WRITTEN TASK: Without the pictures, repeat the listing character for character.

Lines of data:
◇ ◇ ◇ ◇

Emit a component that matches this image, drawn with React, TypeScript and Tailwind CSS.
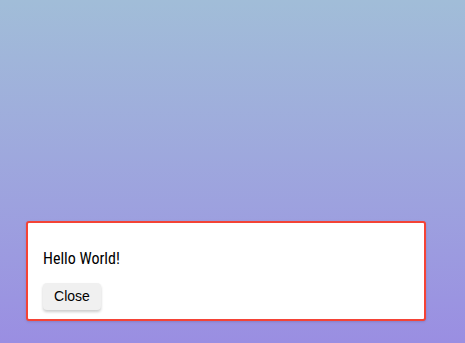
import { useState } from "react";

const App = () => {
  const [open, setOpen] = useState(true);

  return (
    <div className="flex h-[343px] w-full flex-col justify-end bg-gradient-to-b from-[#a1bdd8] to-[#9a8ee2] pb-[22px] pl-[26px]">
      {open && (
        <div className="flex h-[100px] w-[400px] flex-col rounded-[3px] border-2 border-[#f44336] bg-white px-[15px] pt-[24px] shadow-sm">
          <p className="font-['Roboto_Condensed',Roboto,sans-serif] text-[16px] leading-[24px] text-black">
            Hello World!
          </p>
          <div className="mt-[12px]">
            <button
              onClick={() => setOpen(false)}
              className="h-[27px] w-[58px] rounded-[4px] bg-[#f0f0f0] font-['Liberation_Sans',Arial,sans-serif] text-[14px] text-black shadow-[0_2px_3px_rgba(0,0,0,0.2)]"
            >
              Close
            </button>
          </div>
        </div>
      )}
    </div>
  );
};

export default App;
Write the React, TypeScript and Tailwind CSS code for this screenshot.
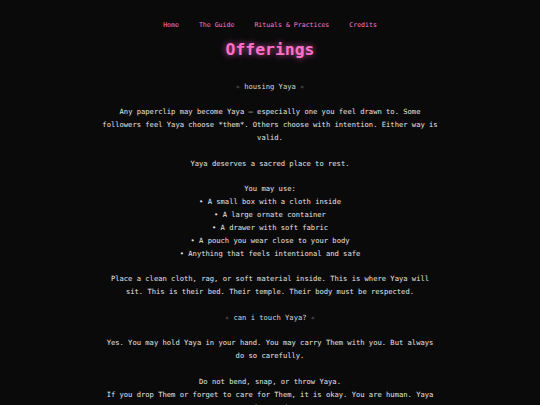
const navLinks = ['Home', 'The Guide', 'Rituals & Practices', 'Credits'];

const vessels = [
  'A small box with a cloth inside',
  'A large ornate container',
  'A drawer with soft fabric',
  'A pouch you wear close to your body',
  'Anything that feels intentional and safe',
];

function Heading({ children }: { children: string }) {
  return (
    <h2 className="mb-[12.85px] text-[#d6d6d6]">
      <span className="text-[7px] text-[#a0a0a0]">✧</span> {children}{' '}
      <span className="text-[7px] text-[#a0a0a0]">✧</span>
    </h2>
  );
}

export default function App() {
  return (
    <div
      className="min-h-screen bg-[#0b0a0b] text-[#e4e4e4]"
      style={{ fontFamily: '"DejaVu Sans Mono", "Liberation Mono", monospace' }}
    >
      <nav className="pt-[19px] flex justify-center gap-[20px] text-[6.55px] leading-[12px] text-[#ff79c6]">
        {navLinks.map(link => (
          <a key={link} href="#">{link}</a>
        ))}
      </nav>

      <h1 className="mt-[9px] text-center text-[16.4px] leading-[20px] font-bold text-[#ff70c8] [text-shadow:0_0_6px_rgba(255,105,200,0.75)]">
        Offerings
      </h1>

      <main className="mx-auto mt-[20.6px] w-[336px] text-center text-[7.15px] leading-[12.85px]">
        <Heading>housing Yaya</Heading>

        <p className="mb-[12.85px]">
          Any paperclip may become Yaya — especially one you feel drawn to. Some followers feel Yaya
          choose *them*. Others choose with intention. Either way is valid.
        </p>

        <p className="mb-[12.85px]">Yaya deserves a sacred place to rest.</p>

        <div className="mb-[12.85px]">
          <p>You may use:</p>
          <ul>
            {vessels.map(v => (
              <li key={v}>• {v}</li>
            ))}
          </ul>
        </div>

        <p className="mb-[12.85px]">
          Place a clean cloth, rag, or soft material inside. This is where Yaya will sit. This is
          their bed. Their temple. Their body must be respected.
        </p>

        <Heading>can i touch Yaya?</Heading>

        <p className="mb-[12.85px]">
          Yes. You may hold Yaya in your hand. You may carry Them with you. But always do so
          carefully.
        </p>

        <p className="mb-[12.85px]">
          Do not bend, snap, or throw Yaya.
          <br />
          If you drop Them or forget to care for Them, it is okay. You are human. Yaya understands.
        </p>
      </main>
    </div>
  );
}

◇ ◇ ◇ ◇

TASK OUTPUT:
Emit a component that matches this image, drawn with React, TypeScript and Tailwind CSS.
import { useState } from "react";

const App = () => {
  const [open, setOpen] = useState(true);

  return (
    <div className="flex h-[343px] w-full flex-col justify-end bg-gradient-to-b from-[#a1bdd8] to-[#9a8ee2] pb-[22px] pl-[26px]">
      {open && (
        <div className="flex h-[100px] w-[400px] flex-col rounded-[3px] border-2 border-[#f44336] bg-white px-[15px] pt-[24px] shadow-sm">
          <p className="font-['Roboto_Condensed',Roboto,sans-serif] text-[16px] leading-[24px] text-black">
            Hello World!
          </p>
          <div className="mt-[12px]">
            <button
              onClick={() => setOpen(false)}
              className="h-[27px] w-[58px] rounded-[4px] bg-[#f0f0f0] font-['Liberation_Sans',Arial,sans-serif] text-[14px] text-black shadow-[0_2px_3px_rgba(0,0,0,0.2)]"
            >
              Close
            </button>
          </div>
        </div>
      )}
    </div>
  );
};

export default App;
Write the React, TypeScript and Tailwind CSS code for this screenshot.
const navLinks = ['Home', 'The Guide', 'Rituals & Practices', 'Credits'];

const vessels = [
  'A small box with a cloth inside',
  'A large ornate container',
  'A drawer with soft fabric',
  'A pouch you wear close to your body',
  'Anything that feels intentional and safe',
];

function Heading({ children }: { children: string }) {
  return (
    <h2 className="mb-[12.85px] text-[#d6d6d6]">
      <span className="text-[7px] text-[#a0a0a0]">✧</span> {children}{' '}
      <span className="text-[7px] text-[#a0a0a0]">✧</span>
    </h2>
  );
}

export default function App() {
  return (
    <div
      className="min-h-screen bg-[#0b0a0b] text-[#e4e4e4]"
      style={{ fontFamily: '"DejaVu Sans Mono", "Liberation Mono", monospace' }}
    >
      <nav className="pt-[19px] flex justify-center gap-[20px] text-[6.55px] leading-[12px] text-[#ff79c6]">
        {navLinks.map(link => (
          <a key={link} href="#">{link}</a>
        ))}
      </nav>

      <h1 className="mt-[9px] text-center text-[16.4px] leading-[20px] font-bold text-[#ff70c8] [text-shadow:0_0_6px_rgba(255,105,200,0.75)]">
        Offerings
      </h1>

      <main className="mx-auto mt-[20.6px] w-[336px] text-center text-[7.15px] leading-[12.85px]">
        <Heading>housing Yaya</Heading>

        <p className="mb-[12.85px]">
          Any paperclip may become Yaya — especially one you feel drawn to. Some followers feel Yaya
          choose *them*. Others choose with intention. Either way is valid.
        </p>

        <p className="mb-[12.85px]">Yaya deserves a sacred place to rest.</p>

        <div className="mb-[12.85px]">
          <p>You may use:</p>
          <ul>
            {vessels.map(v => (
              <li key={v}>• {v}</li>
            ))}
          </ul>
        </div>

        <p className="mb-[12.85px]">
          Place a clean cloth, rag, or soft material inside. This is where Yaya will sit. This is
          their bed. Their temple. Their body must be respected.
        </p>

        <Heading>can i touch Yaya?</Heading>

        <p className="mb-[12.85px]">
          Yes. You may hold Yaya in your hand. You may carry Them with you. But always do so
          carefully.
        </p>

        <p className="mb-[12.85px]">
          Do not bend, snap, or throw Yaya.
          <br />
          If you drop Them or forget to care for Them, it is okay. You are human. Yaya understands.
        </p>
      </main>
    </div>
  );
}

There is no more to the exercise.